Fun Facts

Origins

For a DL course that I created, I was looking for a configuration library. Because I wanted their experience to generalise to future projects, I looked for commonly used configuration libraries. Back in those days, Hydra appeared to be the most popular. When I realised OmegaConf was the actual configuration library, I thought it would be a good idea to design the code around omegaconf.

Generally, I liked the idea behind omegaconf as a configuration library, but in the end I stumbled over a few (minor) details. First of all, omegaconf depends on antlr to provide variable interpolations, which is a feature I do not really care for. Secondly, when digging into the code of omegaconf, I realised I did not quite like its software design.

Eventually, I decided to write something by myself for my students. On one side not to bloat their python installation with (unnecessary) dependencies. On the other side, I wanted to promote good software design principles.

After some years of teaching, I decided there might be value in publishing this code. I could have just dropped the code on Github and be done with it. However, I thought it would be a fun exercise to create a proper package. Therefore, Upsilonconf can be considered an exercise in package design/management.
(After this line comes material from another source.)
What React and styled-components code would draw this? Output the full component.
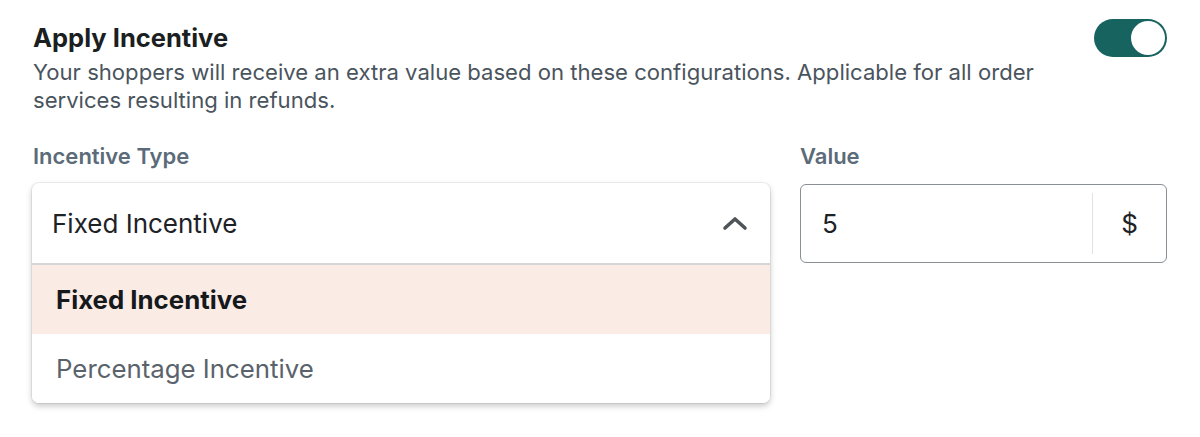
import React from "react";
import styled, { createGlobalStyle } from "styled-components";

const Global = createGlobalStyle`
  html, body { margin: 0; padding: 0; background: #ffffff; }
  body { font-family: Inter, "Liberation Sans", Arial, sans-serif; -webkit-font-smoothing: antialiased; }
  * { box-sizing: border-box; }
`;

const Page = styled.div`
  width: 1200px;
  height: 437px;
  padding: 19px 33px 0 33px;
  background: #fff;
`;

const Header = styled.div`
  display: flex;
  align-items: center;
  justify-content: space-between;
`;

const Title = styled.h2`
  margin: 0;
  font-size: 25.5px;
  line-height: 30px;
  font-weight: 700;
  color: #1b1f22;
`;

const Toggle = styled.div`
  width: 73px;
  height: 38px;
  border-radius: 19px;
  background: #17635f;
  display: flex;
  align-items: center;
  justify-content: flex-end;
  padding: 2px;
`;

const Knob = styled.div`
  width: 34px;
  height: 34px;
  border-radius: 50%;
  background: #fff;
`;

const Description = styled.p`
  margin: 1px 0 0 0;
  font-size: 22.1px;
  line-height: 28px;
  color: #4a545d;
  max-width: 1045px;
`;

const Fields = styled.div`
  display: flex;
  gap: 30px;
  margin-top: 30px;
`;

const Field = styled.div`
  display: flex;
  flex-direction: column;
  width: ${(p) => p.$width}px;
`;

const Label = styled.label`
  font-size: 22px;
  font-weight: 600;
  color: #5b6b79;
  line-height: 24px;
  margin-bottom: 15px;
`;

const Dropdown = styled.div`
  border-radius: 7px;
  background: #fff;
  box-shadow: 0 0 0 1px rgba(0, 0, 0, 0.06), 0 3px 6px rgba(0, 0, 0, 0.22);
  overflow: hidden;
  margin-left: -1px;
`;

const Trigger = styled.div`
  height: 82px;
  display: flex;
  align-items: center;
  justify-content: space-between;
  padding: 0 22px 0 20px;
  font-size: 26px;
  color: #1d2226;
  border-bottom: 2px solid #d6d6d6;
`;

const Option = styled.div`
  height: 69px;
  display: flex;
  align-items: center;
  padding: 0 24px;
  font-size: 25.8px;
  font-weight: ${(p) => (p.$selected ? 700 : 400)};
  color: ${(p) => (p.$selected ? "#16191c" : "#5a636c")};
  background: ${(p) => (p.$selected ? "#fbebe5" : "#ffffff")};
`;

const InputBox = styled.div`
  height: 79px;
  margin-top: 1px;
  border: 1.5px solid #8a8f93;
  border-radius: 6px;
  display: flex;
  align-items: stretch;
`;

const InputValue = styled.div`
  flex: 1;
  display: flex;
  align-items: center;
  padding-left: 21px;
  font-size: 26px;
  color: #1d2226;
`;

const Suffix = styled.div`
  width: 74px;
  display: flex;
  align-items: center;
  justify-content: center;
  font-size: 26px;
  color: #1d2226;
  margin: 8px 0;
  border-left: 1px solid #e2e2e2;
`;

const Chevron = () => (
  <svg width="26" height="16" viewBox="0 0 26 16" fill="none">
    <path d="M3 13 L13 4 L23 13" stroke="#4f5458" strokeWidth="3.6" strokeLinecap="round" strokeLinejoin="round" />
  </svg>
);

export default function App() {
  return (
    <Page>
      <Global />
      <Header>
        <Title>Apply Incentive</Title>
        <Toggle>
          <Knob />
        </Toggle>
      </Header>
      <Description>
        Your shoppers will receive an extra value based on these configurations. Applicable for all order
        services resulting in refunds.
      </Description>
      <Fields>
        <Field $width={737}>
          <Label>Incentive Type</Label>
          <Dropdown>
            <Trigger>
              <span>Fixed Incentive</span>
              <Chevron />
            </Trigger>
            <Option $selected>Fixed Incentive</Option>
            <Option>Percentage Incentive</Option>
          </Dropdown>
        </Field>
        <Field $width={367}>
          <Label>Value</Label>
          <InputBox>
            <InputValue>5</InputValue>
            <Suffix>$</Suffix>
          </InputBox>
        </Field>
      </Fields>
    </Page>
  );
}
The package name is inspired by OmegaConf because this is where the story started. I decided to swap out the Greek prefix with Upsilon, which is the first letter of ὑπέρ (hupér). After all, this library is mainly intended to help with _hyper_-parameters in DL.

Design Principles

In order to understand why a feature has (not) been implemented, it can be useful to understand some of the underlying principles. You do not have to agree or adhere to these principles if you do not want. They are merely here to help you understand the library better.

Software

Some principles behind the code.

  1. Upsilonconf is supposed to be minimal. Not in the sense of character count in code, but rather from a technical standpoint. On one side, the goal is to have as little requirements as possible. On the other side, this library should do only one thing, but do it well, cf. the Unix Philosophy. Note that this does not mean that new features are not welcome!

  2. The code has been written with coupling and cohesion in mind. The goal is that every component in this library should be easily adaptable. This should make it easier to extend the library and/or change how things are done. However, ideally this also makes it easier to start or stop using this package. This is also reflected in how I think about configurations (see other sub-section).

  3. The code aims to provide useful typing. Type hints in Python make it possible to have (some) type checks before running the code. This typically helps to find errors before having to run any code. Therefore, upsilonconf aims to provide as much type hints as possible. Ideally, configuration objects would have type hints for configuration values. However, at the time of writing, this only seems to be possible through dataclasses.

  4. The code is being developed using a (relaxed) test-driven approach. Rather than just implementing a feature or a fix to some code, there should also be a unit test that fails without the feature or fix. In this sense, the tests define the expected/desired behaviour. This also means that in case of any disputes what code is supposed to do, we should be able to fall back to the unit tests.

  5. Finally, the Zen of Python might be a good summary of what all of the above points aim to do. Feel free to let me know if you think upsilonconf is not conforming to one of these rules.

Configurations

Some principles on using configuration files in general

  1. Configuration files are not the same as configuration objects. Configuration libraries are typically bound to file formats. Moreover, some libraries introduce additional syntax. E.g. OmegaConf introduces variable interpolation syntax to YAML. Although the variable interpolation syntax can be useful, it practically defines a new configuration file format. This should not be the job of a configuration library. After all, this couples the configuration library to the file format. Upsilonconf aims to provide an object that is convenient to work with. Furthermore, it is possible to read from/write to any format you like.

  2. Code should be configured in a way that does not require value duplication. If you feel like you need to repeat configuration values, I would argue that you are configuring your code in the wrong way. For me, the main goal of configuration files is to conveniently transfer information from the outside world into the code. Examples that argue in favour of variable interpolation typically ignore this aspect. Either information is (unnecessarily) duplicated, e.g. {base: foo/bar, path: ${base}/file} (using OmegaConf syntax) could easily be replaced by {base: foo/bar, filename: file}. This does not directly affect upsilonconf, but hopefully serves as food for thought.

  3. Configuration objects should not be used as arguments to functions. Some people like to use dataclasses as configuration objects. However, this typically requires functions to take these dataclasses as arguments. Technically, this works great because you can pack all arguments in one object. However, there are a few disadvantages to this approach. First of all, function signatures are no longer self-explanatory. Furthermore, code depends on the configuration object (increased coupling). Finally, it invites to increase the number of arguments a function takes. A large number of arguments is one of those code smells that might indicate high coupling. Therefore, I personally prefer not to pass configuration objects as arguments. Instead, values should be extracted from the configuration object and passed to the function. This is exactly what the dict interface of upsilonconf objects allows you to do.